Break a Small Piece of My Heart
by Charmian Savill
he recent exhibition at National Museum, Cardiff ‘Silent Explosion: Ivor Davies and Destruction in Art’, and the touring theatre production Smash It Up by Mr and Mrs Clark, both stimulate a contemplation of the past and the future. What is so distinctive is that they place the spectator in a variety of time frames in order to explore the relationship between art and the process of destruction, to experience André Stitt’s notion of ‘art as a hammer’. Both events also give distinctive and oblique angles on political action and activism.

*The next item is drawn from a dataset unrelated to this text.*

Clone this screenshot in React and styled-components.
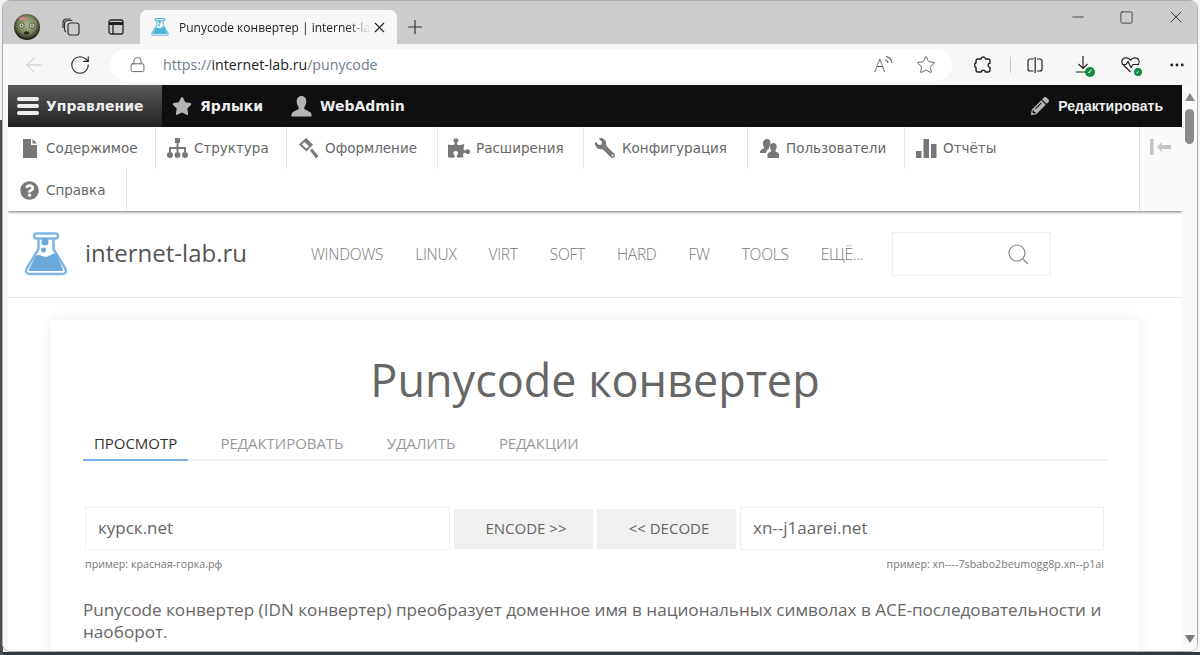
import React from 'react';
import styled, { createGlobalStyle } from 'styled-components';
import { ArrowLeft, RotateCw, Lock, Star, X, Plus, Minus, Square, MoreHorizontal } from 'lucide-react';
import { FaStar, FaWrench, FaPuzzlePiece, FaQuestionCircle, FaPencilAlt } from 'react-icons/fa';

const GlobalStyle = createGlobalStyle`
  html, body { margin: 0; padding: 0; background: #fff; overflow: hidden; }
  * { box-sizing: border-box; }
`;

const adminItems = [
  { label: 'Содержимое', icon: 'file', width: 148 },
  { label: 'Структура', icon: 'tree', width: 131 },
  { label: 'Оформление', icon: 'brush', width: 151 },
  { label: 'Расширения', icon: 'puzzle', width: 146 },
  { label: 'Конфигурация', icon: 'wrench', width: 164 },
  { label: 'Пользователи', icon: 'users', width: 157 },
  { label: 'Отчёты', icon: 'bars', width: 0 },
];

const siteLinks = ['Windows', 'Linux', 'Virt', 'Soft', 'Hard', 'FW', 'Tools', 'Ещё...'];
const pageTabs = ['Просмотр', 'Редактировать', 'Удалить', 'Редакции'];

const FlaskIcon = ({ size, stroke, fill }) => (
  <svg width={size} height={size} viewBox="0 0 44 44">
    <path d="M14.500 6V17L3 36C1 40 2.500 42 6 42H38C41.500 42 43 40 41 36L29.500 17V6" fill="#fff" stroke={stroke} strokeWidth="2.500" strokeLinejoin="round" />
    <rect x="10" y="1.500" width="24" height="5" rx="2.500" fill="#fff" stroke={stroke} strokeWidth="2.500" />
    <path d="M11.500 24c4-3 8 2 12 .5s6-4 9-2.500L38.500 36.500c1 2 .5 2.500-1 2.500H6.500c-1.500 0-2-.5-1-2.500z" fill={fill} />
    <circle cx="21" cy="10" r="3.500" fill={fill} />
    <circle cx="19.500" cy="18" r="2.500" fill={fill} />
  </svg>
);

const ToolIcon = ({ name }) => {
  if (name === 'wrench') return <FaWrench size={20} color="#787878" style={{ transform: 'scaleX(-1)' }} />;
  if (name === 'puzzle') return <FaPuzzlePiece size={22} color="#787878" />;
  if (name === 'help') return <FaQuestionCircle size={19} color="#787878" />;
  const paths = {
    file: 'M4 1h8v6h6v13H4zM13.500 1L18 5.500h-4.500z',
    tree: 'M8 0h5v5h-5zM9.500 5h2v4h-2zM2 9h17v2H2zM2 11h2v3H2zM9.500 11h2v3h-2zM17 11h2v3h-2zM0 17a3 3 0 1 0 6 0a3 3 0 1 0-6 0zM7.500 17a3 3 0 1 0 6 0a3 3 0 1 0-6 0zM15 17a3 3 0 1 0 6 0a3 3 0 1 0-6 0z',
    brush: 'M8 0L15 6.500 8.500 13.500 1 6.500zM6.500 4L3.800 6.500 8.500 10.800 11 8.300zM12 12.500l2-2 6.500 7.500-2.500 2.500z',
    users: 'M8 1c2.200 0 3.500 1.600 3.500 4 0 2-1 3.500-1.500 4v1.500c-1.500 1-2.500 2-3 4.500H1v-1.500c0-1.500 3-2.500 4-3.500V9C4.500 8.500 4 7 4 5c0-2.400 1.800-4 4-4zM14.500 5c2 0 3.200 1.500 3.200 3.500 0 1.500-.7 3-1.300 3.500v1.200c1 1 3.600 1.500 3.600 3V20H8.500v-3.800c0-1.500 2.700-2 3.600-3V12c-.6-.5-1.200-2-1.200-3.500C10.900 6.500 12.500 5 14.500 5z',
    bars: 'M0 13h5.500v7H0zM7.500 1H13v19H7.500zM15 6h5.500v14H15z',
  };
  return (
    <svg width="21" height="21" viewBox="0 0 21 21">
      <path d={paths[name]} fill="#787878" fillRule="evenodd" />
    </svg>
  );
};

const BustIcon = () => (
  <svg width="21" height="21" viewBox="0 0 21 21">
    <path d="M10.500 0c3 0 4.800 2.300 4.800 5.500 0 2.500-1 4.500-2 5.500v2c1.500 1.500 7.200 2.500 7.200 5.500v2H.5v-2c0-3 5.700-4 7.200-5.500v-2c-1-1-2-3-2-5.500C5.700 2.300 7.500 0 10.500 0z" fill="#b4b4b4" />
  </svg>
);

const ZombieAvatar = () => (
  <svg width="26" height="26" viewBox="0 0 26 26">
    <defs>
      <radialGradient id="face" cx="50%" cy="42%" r="55%">
        <stop offset="0" stopColor="#aab58c" />
        <stop offset="0.6" stopColor="#7d8862" />
        <stop offset="1" stopColor="#1f2318" />
      </radialGradient>
    </defs>
    <circle cx="13" cy="13" r="13" fill="url(#face)" />
    <ellipse cx="8.500" cy="4.500" rx="3.500" ry="1.500" fill="#d77f86" />
    <circle cx="7.500" cy="11.500" r="2.600" fill="#e4e6d2" stroke="#3b3f2c" strokeWidth="0.800" />
    <circle cx="18" cy="11.500" r="2.600" fill="#e4e6d2" stroke="#3b3f2c" strokeWidth="0.800" />
    <circle cx="7.500" cy="11.500" r="0.900" fill="#222" />
    <circle cx="18" cy="11.500" r="0.900" fill="#222" />
    <ellipse cx="12.500" cy="19" rx="2.800" ry="1.800" fill="#2c2a20" />
  </svg>
);

const App = () => (
  <>
    <GlobalStyle />
    <Screen>
      <Window>
        <TabStrip>
          <Avatar><ZombieAvatar /></Avatar>
          <StripButton>
            <svg width="18" height="18" viewBox="0 0 18 18" fill="none" stroke="#333" strokeWidth="1.200">
              <rect x="6" y="5" width="11" height="12" rx="2.500" />
              <path d="M4 14c-1-.5-1.500-1.500-1.500-2.500V6c0-2 1.500-3.500 3.500-3.500h4.500M1 10V4.500C1 2.500 2.500 1 4.500 1H9" />
            </svg>
          </StripButton>
          <StripButton>
            <svg width="16" height="16" viewBox="0 0 16 16" fill="none" stroke="#222" strokeWidth="1.300">
              <rect x="1" y="1" width="14" height="14" rx="2" />
              <path d="M1 4.500h14" strokeWidth="3" />
              <path d="M5 4v11" />
            </svg>
          </StripButton>
          <ActiveTab>
            <FlaskIcon size={18} stroke="#52b5d8" fill="#52b5d8" />
            <TabTitle>Punycode конвертер | internet-la</TabTitle>
            <X size={17} color="#222" strokeWidth={1.500} />
          </ActiveTab>
          <NewTab><Plus size={22} color="#333" strokeWidth={1.300} /></NewTab>
          <WindowControls>
            <WindowButton><Minus size={18} color="#222" strokeWidth={1} /></WindowButton>
            <WindowButton><Square size={15} color="#222" strokeWidth={1.200} /></WindowButton>
            <WindowButton><X size={20} color="#222" strokeWidth={1} /></WindowButton>
          </WindowControls>
        </TabStrip>

        <BrowserBar>
          <NavButton><ArrowLeft size={24} color="#c4c4c4" strokeWidth={1} /></NavButton>
          <NavButton><RotateCw size={22} color="#222" strokeWidth={1.200} /></NavButton>
          <AddressBar>
            <Lock size={17} color="#555" strokeWidth={1.200} />
            <Url>https://<b>internet-lab.ru</b>/punycode</Url>
            <ReadAloud>
              A
              <svg width="8" height="11" viewBox="0 0 8 11" fill="none" stroke="#555" strokeWidth="1.100">
                <path d="M.5 5c1.500.5 2.300 1.500 2.500 3M1 1.500c3 .5 5.500 3 6 6.500" />
              </svg>
            </ReadAloud>
            <Star size={20} color="#555" strokeWidth={1.100} />
          </AddressBar>
          <BarIcons>
            <IconSlot $width={44}>
              <svg width="18" height="18" viewBox="0 0 18 18" fill="none" stroke="#222" strokeWidth="1.400">
                <path d="M7 3c.3-1.300 1.200-2 2.300-2 1.200 0 2 .8 2.200 2h2.500c1 0 2 1 2 2v2c-1.300.3-1.900 1.200-1.900 2.300s.6 2 1.900 2.200V14c0 1-1 2-2 2h-2.500c-.2-1-1-1.800-2.200-1.800S7.300 15 7 16H4c-1 0-2-1-2-2v-2.500C1 11.200.5 10.400.5 9.300S1 7.300 2 7V5c0-1 1-2 2-2z" />
              </svg>
            </IconSlot>
            <IconSlot $width={10}><BarDivider /></IconSlot>
            <IconSlot $width={40}>
              <svg width="18" height="18" viewBox="0 0 18 18" fill="none" stroke="#222" strokeWidth="1.200">
                <path d="M7.500 3H4a2 2 0 0 0-2 2v8a2 2 0 0 0 2 2h3.500M11 3h3a2 2 0 0 1 2 2v8a2 2 0 0 1-2 2h-3M9.200 1v16" />
              </svg>
            </IconSlot>
            <IconSlot $width={58}>
              <StatusIcon>
                <svg width="18" height="20" viewBox="0 0 18 20" fill="none" stroke="#222" strokeWidth="1.200">
                  <path d="M8 1v12M3.500 9L8 13.500 12.500 9M1 17h12" />
                </svg>
                <Check $size={10}>✓</Check>
              </StatusIcon>
            </IconSlot>
            <IconSlot $width={34}>
              <StatusIcon>
                <svg width="19" height="18" viewBox="0 0 19 18" fill="none" stroke="#222" strokeWidth="1.200">
                  <path d="M9.500 16L2.500 9C.5 7 .5 4.500 2 3c1.700-1.700 5-1.700 7.500 1C12 1.300 15.300 1.300 17 3c1.500 1.500 1.500 4-.5 6M1 8.500h4l2-3 3 6 2-3h6" />
                </svg>
                <Check $size={8}>✓</Check>
              </StatusIcon>
            </IconSlot>
            <IconSlot $width={40} $gap={10}>
              <MoreHorizontal size={18} color="#222" strokeWidth={1.800} />
            </IconSlot>
          </BarIcons>
        </BrowserBar>

        <Viewport>
          <Page>
            <AdminBar>
              <AdminTabActive>
                <Burger><i /><i /><i /></Burger>
                Управление
              </AdminTabActive>
              <AdminTab><FaStar size={20} color="#b4b4b4" />Ярлыки</AdminTab>
              <AdminTab><BustIcon />WebAdmin</AdminTab>
              <EditLink><FaPencilAlt size={18} color="#b4b4b4" />Редактировать</EditLink>
            </AdminBar>

            <Tray>
              <TrayItems>
                {adminItems.map((item) => (
                  <TrayItem key={item.label} $width={item.width} $plain={!item.width}>
                    <TraySlot><ToolIcon name={item.icon} /></TraySlot>
                    {item.label}
                  </TrayItem>
                ))}
                <TrayItem $width={119}>
                  <TraySlot><ToolIcon name="help" /></TraySlot>
                  Справка
                </TrayItem>
              </TrayItems>
              <TrayToggle>
                <svg width="22" height="16" viewBox="0 0 22 16">
                  <path d="M0 0h3.500v16H0zM7 8l5-5v3h9v4h-9v3z" fill="#c4c4c4" />
                </svg>
              </TrayToggle>
            </Tray>

            <SiteHeader>
              <Brand>
                <FlaskIcon size={44} stroke="#7db5e3" fill="#6aa9dc" />
                <BrandName>internet-lab.ru</BrandName>
              </Brand>
              <SiteNav>
                {siteLinks.map((link) => <SiteLink key={link}>{link}</SiteLink>)}
              </SiteNav>
              <SearchBox>
                <svg width="22" height="22" viewBox="0 0 22 22" fill="none" stroke="#888" strokeWidth="1.200">
                  <circle cx="10" cy="10" r="8" />
                  <path d="M16 16l5 5" />
                </svg>
              </SearchBox>
            </SiteHeader>

            <Card>
              <Title>Punycode конвертер</Title>
              <PageTabs>
                {pageTabs.map((tab, i) => <PageTab key={tab} $active={i === 0}>{tab}</PageTab>)}
              </PageTabs>
              <Converter>
                <Field $width={365}>курск.net</Field>
                <ConvertButton>ENCODE &gt;&gt;</ConvertButton>
                <ConvertButton>&lt;&lt; DECODE</ConvertButton>
                <Field $width={364}>xn--j1aarei.net</Field>
              </Converter>
              <Hints>
                <span>пример: красная-горка.рф</span>
                <span>пример: xn----7sbabo2beumogg8p.xn--p1ai</span>
              </Hints>
              <Lead>
                Punycode конвертер (IDN конвертер) преобразует доменное имя в национальных символах в ACE-последовательности и наоборот.
              </Lead>
            </Card>
          </Page>
          <Scrollbar>
            <ScrollArrow />
            <ScrollThumb />
            <ScrollArrow $down />
          </Scrollbar>
        </Viewport>
      </Window>
    </Screen>
  </>
);

const Screen = styled.div`
  width: 1200px;
  height: 655px;
  overflow: hidden;
  padding-left: 2px;
  background:
    linear-gradient(to bottom, #f2f2f2 120px, #4a4f55 120px) left top / 3px 100% no-repeat,
    linear-gradient(to bottom, #f4f4f4 652px, #2d3a40 652px);
  font-family: 'Open Sans', 'Noto Sans', sans-serif;
`;
const Window = styled.div`
  width: 1196px;
  height: 652px;
  display: flex;
  flex-direction: column;
  overflow: hidden;
  border: 1px solid #aeaeae;
  border-radius: 8px;
  background: #f7f7f7;
`;

const TabStrip = styled.div`
  height: 43px;
  flex: none;
  display: flex;
  align-items: flex-end;
  padding-left: 11px;
  background: #cccccc;
`;
const Avatar = styled.div`
  width: 26px;
  height: 26px;
  margin: 0 8px 4px 0;
  display: flex;
`;
const StripButton = styled.div`
  width: 45px;
  height: 34px;
  display: flex;
  align-items: center;
  justify-content: center;
`;
const ActiveTab = styled.div`
  width: 257px;
  height: 34px;
  margin-left: 2px;
  padding: 0 9px 0 11px;
  display: flex;
  align-items: center;
  border-radius: 7px 7px 0 0;
  background: #f7f7f7;
`;
const TabTitle = styled.span`
  flex: 1;
  min-width: 0;
  margin-left: 10px;
  white-space: nowrap;
  font-size: 12px;
  color: #222;
  mask-image: linear-gradient(to right, #000 88%, transparent 100%);
`;
const NewTab = styled.div`
  width: 36px;
  height: 34px;
  display: flex;
  align-items: center;
  justify-content: center;
`;
const WindowControls = styled.div`
  margin-left: auto;
  margin-right: -3px;
  align-self: flex-start;
  display: flex;
`;
const WindowButton = styled.div`
  width: 49px;
  height: 32px;
  display: flex;
  align-items: center;
  justify-content: center;
`;

const BrowserBar = styled.div`
  height: 41px;
  flex: none;
  display: flex;
  align-items: center;
  padding-left: 8px;
  background: #f7f7f7;
`;
const NavButton = styled.div`
  width: 46px;
  height: 32px;
  display: flex;
  align-items: center;
  justify-content: center;
`;
const AddressBar = styled.div`
  width: 842px;
  height: 32px;
  margin-left: 7px;
  padding: 0 16px 0 19px;
  flex: none;
  display: flex;
  align-items: center;
  border-radius: 16px;
  background: #fff;
`;
const Url = styled.span`
  flex: 1;
  margin-left: 17px;
  font-size: 14.200px;
  color: #6e7b8a;
  b { font-weight: 400; color: #222; }
`;
const ReadAloud = styled.span`
  margin-right: 23px;
  display: flex;
  align-items: flex-start;
  font-size: 18px;
  line-height: 20px;
  font-weight: 300;
  color: #555;
`;
const BarIcons = styled.div`
  flex: none;
  display: flex;
  align-items: center;
  padding-left: 9px;
`;
const IconSlot = styled.div`
  width: ${(p) => p.$width}px;
  margin-left: ${(p) => p.$gap || 0}px;
  display: flex;
  align-items: center;
  justify-content: center;
`;
const BarDivider = styled.span`
  width: 1px;
  height: 16px;
  background: #c8c8c8;
`;
const StatusIcon = styled.div`
  position: relative;
  display: flex;
`;
const Check = styled.span`
  position: absolute;
  right: -2px;
  bottom: -2px;
  width: ${(p) => p.$size}px;
  height: ${(p) => p.$size}px;
  border-radius: 50%;
  display: flex;
  align-items: center;
  justify-content: center;
  font-family: 'DejaVu Sans', sans-serif;
  font-size: ${(p) => p.$size - 3}px;
  font-weight: 700;
  color: #fff;
  background: #128a3c;
`;

const Viewport = styled.div`
  flex: 1;
  min-height: 0;
  display: flex;
  padding-left: 5px;
  background: #f7f7f7;
`;
const Page = styled.div`
  width: 1174px;
  overflow: hidden;
  background: #fff;
`;

const AdminBar = styled.div`
  height: 42px;
  display: flex;
  background: #0f0f0f;
  font-family: 'DejaVu Sans', sans-serif;
  font-size: 14px;
  font-weight: 700;
  color: #eee;
`;
const AdminTabActive = styled.div`
  width: 154px;
  display: flex;
  align-items: center;
  gap: 7px;
  padding-left: 9px;
  background: linear-gradient(to bottom, #5a5a5a, #222);
`;
const Burger = styled.span`
  display: flex;
  flex-direction: column;
  gap: 3px;
  i { display: block; width: 22px; height: 4px; border-radius: 2px; background: #eee; }
`;
const AdminTab = styled.div`
  display: flex;
  align-items: center;
  gap: 8px;
  padding: 0 28px 0 10px;
  & + & { padding-left: 0; }
`;
const EditLink = styled.div`
  margin-left: auto;
  padding-right: 19px;
  display: flex;
  align-items: center;
  gap: 9px;
  font-family: 'Liberation Sans', sans-serif;
  font-size: 14px;
`;

const Tray = styled.div`
  position: relative;
  z-index: 1;
  height: 84px;
  display: flex;
  background: #fff;
  box-shadow: 0 1px 3px rgba(0, 0, 0, 0.55);
`;
const TrayItems = styled.div`
  flex: 1;
  display: flex;
  flex-wrap: wrap;
  align-content: flex-start;
`;
const TrayItem = styled.div`
  width: ${(p) => (p.$plain ? 'auto' : `${p.$width}px`)};
  height: 42px;
  padding-left: 10px;
  display: flex;
  align-items: center;
  gap: 6px;
  font-family: 'DejaVu Sans', sans-serif;
  font-size: 13.500px;
  color: #666;
  border-right: ${(p) => (p.$plain ? 'none' : '1px solid #e5e5e5')};
  ${(p) => p.$plain && 'margin-right: 100px;'}
`;
const TraySlot = styled.span`
  width: 22px;
  display: flex;
  justify-content: center;
`;
const TrayToggle = styled.div`
  width: 43px;
  padding-top: 12px;
  display: flex;
  justify-content: center;
  align-items: flex-start;
  border-left: 1px solid #ddd;
  background: #fafafa;
`;

const SiteHeader = styled.div`
  height: 87px;
  padding: 0 0 0 16px;
  display: flex;
  align-items: center;
  border-bottom: 1px solid #eaeaea;
`;
const Brand = styled.div`
  width: 287px;
  display: flex;
  align-items: center;
  gap: 17px;
`;
const BrandName = styled.span`
  font-size: 24px;
  color: #555;
  margin-top: -3px;
`;
const SiteNav = styled.nav`
  width: 581px;
  display: flex;
  gap: 32px;
`;
const SiteLink = styled.span`
  font-size: 15.500px;
  font-weight: 300;
  color: #777;
  text-transform: uppercase;
  letter-spacing: -0.25px;
`;
const SearchBox = styled.div`
  width: 159px;
  height: 44px;
  padding-right: 21px;
  display: flex;
  align-items: center;
  justify-content: flex-end;
  border: 1px solid #eee;
`;

const Card = styled.div`
  width: 1088px;
  height: 400px;
  margin: 22px 0 0 43px;
  padding: 29px 32px 0;
  background: #fff;
  box-shadow: 0 0 12px rgba(0, 0, 0, 0.08);
`;
const Title = styled.h1`
  margin: 0;
  text-align: center;
  font-size: 45px;
  line-height: 62px;
  font-weight: 400;
  color: #666;
`;
const PageTabs = styled.div`
  margin-top: 19px;
  display: flex;
  height: 31px;
  border-bottom: 2px solid #f0f0f0;
  gap: 21.500px;
  width: 1025px;
`;
const PageTab = styled.div`
  height: 31px;
  padding: 0 11px;
  text-transform: uppercase;
  font-size: 15px;
  line-height: 27px;
  letter-spacing: -0.05px;
  color: ${(p) => (p.$active ? '#333' : '#999')};
  border-bottom: 2px solid ${(p) => (p.$active ? '#78b4e8' : 'transparent')};
`;
const Converter = styled.div`
  margin: 46px 0 0 2px;
  display: flex;
  align-items: center;
  gap: 4px;
`;
const Field = styled.div`
  width: ${(p) => p.$width}px;
  height: 43px;
  padding: 0 0 2px 12px;
  display: flex;
  align-items: center;
  border: 1px solid #eee;
  font-size: 17px;
  color: #666;
`;
const ConvertButton = styled.div`
  width: 139px;
  height: 40px;
  padding: 0 0 2px 5px;
  display: flex;
  align-items: center;
  justify-content: center;
  font-size: 15px;
  color: #666;
  background: #f0f0f0;
`;
const Hints = styled.div`
  width: 1019px;
  margin: 7px 0 0 2px;
  display: flex;
  justify-content: space-between;
  font-size: 10.700px;
  line-height: 14px;
  color: #777;
`;
const Lead = styled.p`
  width: 1025px;
  margin: 28px 0 0;
  font-size: 17.150px;
  line-height: 22px;
  color: #666;
`;

const Scrollbar = styled.div`
  flex: 1;
  display: flex;
  flex-direction: column;
  align-items: center;
  padding: 8px 0 8px;
  background: #fafafa;
`;
const ScrollArrow = styled.span`
  width: 0;
  height: 0;
  border-left: 5px solid transparent;
  border-right: 5px solid transparent;
  ${(p) => (p.$down ? 'border-top: 8px solid #777; margin-top: auto;' : 'border-bottom: 8px solid #888;')}
`;
const ScrollThumb = styled.span`
  width: 9px;
  height: 35px;
  margin-top: 8px;
  border-radius: 5px;
  background: #8c8c8c;
`;

export default App;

The ‘Silent Explosion’ exhibition catalogues its contents as: ‘Preservations from the past, writings, relics, fragments, half-lost objects, personal and ancestral memory…’1 and spans the career of Ivor Davies from his childhood drawings from the second world war to the present day, and include an extensive archive of materials such as letters, newspaper clippings and images of his performances, as well as his artworks themselves. A number of his installations and performances pioneered the use of actual explosives. The objects in the exhibition (both artworks and artefacts) demonstrate a slow disintegration and mutation due to various natural processes and elements, such as ageing, water and fire, into a decayed state which allows a more imaginative assimilation for the spectator than engaging with intact material, and provokes different ideas.